Type out the complete listing below word for word, without its pictures.

--- begin RECORDED DATA ---

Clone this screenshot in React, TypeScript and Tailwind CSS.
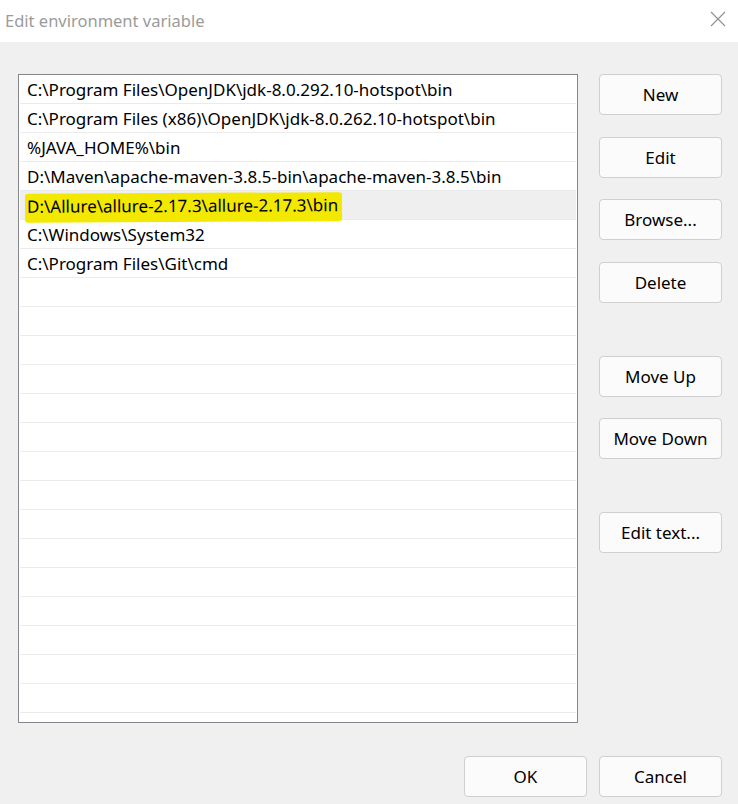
import React from 'react';

const paths = [
  'C:\\Program Files\\OpenJDK\\jdk-8.0.292.10-hotspot\\bin',
  'C:\\Program Files (x86)\\OpenJDK\\jdk-8.0.262.10-hotspot\\bin',
  '%JAVA_HOME%\\bin',
  'D:\\Maven\\apache-maven-3.8.5-bin\\apache-maven-3.8.5\\bin',
  'D:\\Allure\\allure-2.17.3\\allure-2.17.3\\bin',
  'C:\\Windows\\System32',
  'C:\\Program Files\\Git\\cmd',
];

const TOTAL_ROWS = 22;
const SELECTED = 4;

function DlgButton({ label, className = '' }: { label: string; className?: string }) {
  return (
    <button
      className={`w-[123px] h-[41px] shrink-0 bg-[#fbfbfb] border border-[#cfcfcf] rounded-[4px] text-[17px] text-black ${className}`}
    >
      {label}
    </button>
  );
}

export default function App() {
  const rows = Array.from({ length: TOTAL_ROWS }, (_, i) => paths[i] ?? '');

  return (
    <div
      className="w-[738px] h-[804px] bg-[#f0f0f0] flex flex-col overflow-hidden"
      style={{ fontFamily: '"Segoe UI", "Noto Sans", "Open Sans", sans-serif' }}
    >
      {/* Title bar */}
      <div className="h-[42px] bg-white flex items-center justify-between shrink-0">
        <span className="pl-[5px] text-[16.5px] text-[#9b9b9b]">Edit environment variable</span>
        <svg width="16" height="16" viewBox="0 0 16 16" className="mr-[12px] mb-[4px]">
          <path d="M1 1 L15 15 M15 1 L1 15" stroke="#8f8f8f" strokeWidth="1.1" fill="none" />
        </svg>
      </div>

      {/* Body */}
      <div className="flex pt-[32px] pl-[18px]">
        {/* List box */}
        <div className="w-[560px] h-[649px] bg-white border border-[#85858c] pl-[1px] pr-[1px] overflow-hidden">
          {rows.map((text, i) => (
            <div
              key={i}
              className={`h-[29px] border-b border-[#ebebeb] flex items-center pl-[7px] pt-[2px] text-[17px] text-black whitespace-nowrap ${
                i === SELECTED ? 'bg-[#efefef]' : ''
              }`}
            >
              {i === SELECTED ? (
                <span className="bg-[#f2e800] -ml-[2px] pl-[2px] pr-[4px] pt-[1px] pb-[4px] mt-[3px] rounded-[3px] -rotate-[0.3deg] leading-[24px]">
                  {text}
                </span>
              ) : (
                text
              )}
            </div>
          ))}
        </div>

        {/* Side buttons */}
        <div className="flex flex-col ml-[21px]">
          <DlgButton label="New" />
          <DlgButton label="Edit" className="mt-[22px]" />
          <DlgButton label="Browse..." className="mt-[21px]" />
          <DlgButton label="Delete" className="mt-[22px]" />
          <DlgButton label="Move Up" className="mt-[53px]" />
          <DlgButton label="Move Down" className="mt-[21px]" />
          <DlgButton label="Edit text..." className="mt-[53px]" />
        </div>
      </div>

      {/* Footer buttons */}
      <div className="flex justify-end gap-[12px] pr-[16px] mt-[33px]">
        <DlgButton label="OK" />
        <DlgButton label="Cancel" />
      </div>
    </div>
  );
}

--- end RECORDED DATA ---

FINAL RESULT —
Clone this screenshot in React, TypeScript and Tailwind CSS.
import React from 'react';

const paths = [
  'C:\\Program Files\\OpenJDK\\jdk-8.0.292.10-hotspot\\bin',
  'C:\\Program Files (x86)\\OpenJDK\\jdk-8.0.262.10-hotspot\\bin',
  '%JAVA_HOME%\\bin',
  'D:\\Maven\\apache-maven-3.8.5-bin\\apache-maven-3.8.5\\bin',
  'D:\\Allure\\allure-2.17.3\\allure-2.17.3\\bin',
  'C:\\Windows\\System32',
  'C:\\Program Files\\Git\\cmd',
];

const TOTAL_ROWS = 22;
const SELECTED = 4;

function DlgButton({ label, className = '' }: { label: string; className?: string }) {
  return (
    <button
      className={`w-[123px] h-[41px] shrink-0 bg-[#fbfbfb] border border-[#cfcfcf] rounded-[4px] text-[17px] text-black ${className}`}
    >
      {label}
    </button>
  );
}

export default function App() {
  const rows = Array.from({ length: TOTAL_ROWS }, (_, i) => paths[i] ?? '');

  return (
    <div
      className="w-[738px] h-[804px] bg-[#f0f0f0] flex flex-col overflow-hidden"
      style={{ fontFamily: '"Segoe UI", "Noto Sans", "Open Sans", sans-serif' }}
    >
      {/* Title bar */}
      <div className="h-[42px] bg-white flex items-center justify-between shrink-0">
        <span className="pl-[5px] text-[16.5px] text-[#9b9b9b]">Edit environment variable</span>
        <svg width="16" height="16" viewBox="0 0 16 16" className="mr-[12px] mb-[4px]">
          <path d="M1 1 L15 15 M15 1 L1 15" stroke="#8f8f8f" strokeWidth="1.1" fill="none" />
        </svg>
      </div>

      {/* Body */}
      <div className="flex pt-[32px] pl-[18px]">
        {/* List box */}
        <div className="w-[560px] h-[649px] bg-white border border-[#85858c] pl-[1px] pr-[1px] overflow-hidden">
          {rows.map((text, i) => (
            <div
              key={i}
              className={`h-[29px] border-b border-[#ebebeb] flex items-center pl-[7px] pt-[2px] text-[17px] text-black whitespace-nowrap ${
                i === SELECTED ? 'bg-[#efefef]' : ''
              }`}
            >
              {i === SELECTED ? (
                <span className="bg-[#f2e800] -ml-[2px] pl-[2px] pr-[4px] pt-[1px] pb-[4px] mt-[3px] rounded-[3px] -rotate-[0.3deg] leading-[24px]">
                  {text}
                </span>
              ) : (
                text
              )}
            </div>
          ))}
        </div>

        {/* Side buttons */}
        <div className="flex flex-col ml-[21px]">
          <DlgButton label="New" />
          <DlgButton label="Edit" className="mt-[22px]" />
          <DlgButton label="Browse..." className="mt-[21px]" />
          <DlgButton label="Delete" className="mt-[22px]" />
          <DlgButton label="Move Up" className="mt-[53px]" />
          <DlgButton label="Move Down" className="mt-[21px]" />
          <DlgButton label="Edit text..." className="mt-[53px]" />
        </div>
      </div>

      {/* Footer buttons */}
      <div className="flex justify-end gap-[12px] pr-[16px] mt-[33px]">
        <DlgButton label="OK" />
        <DlgButton label="Cancel" />
      </div>
    </div>
  );
}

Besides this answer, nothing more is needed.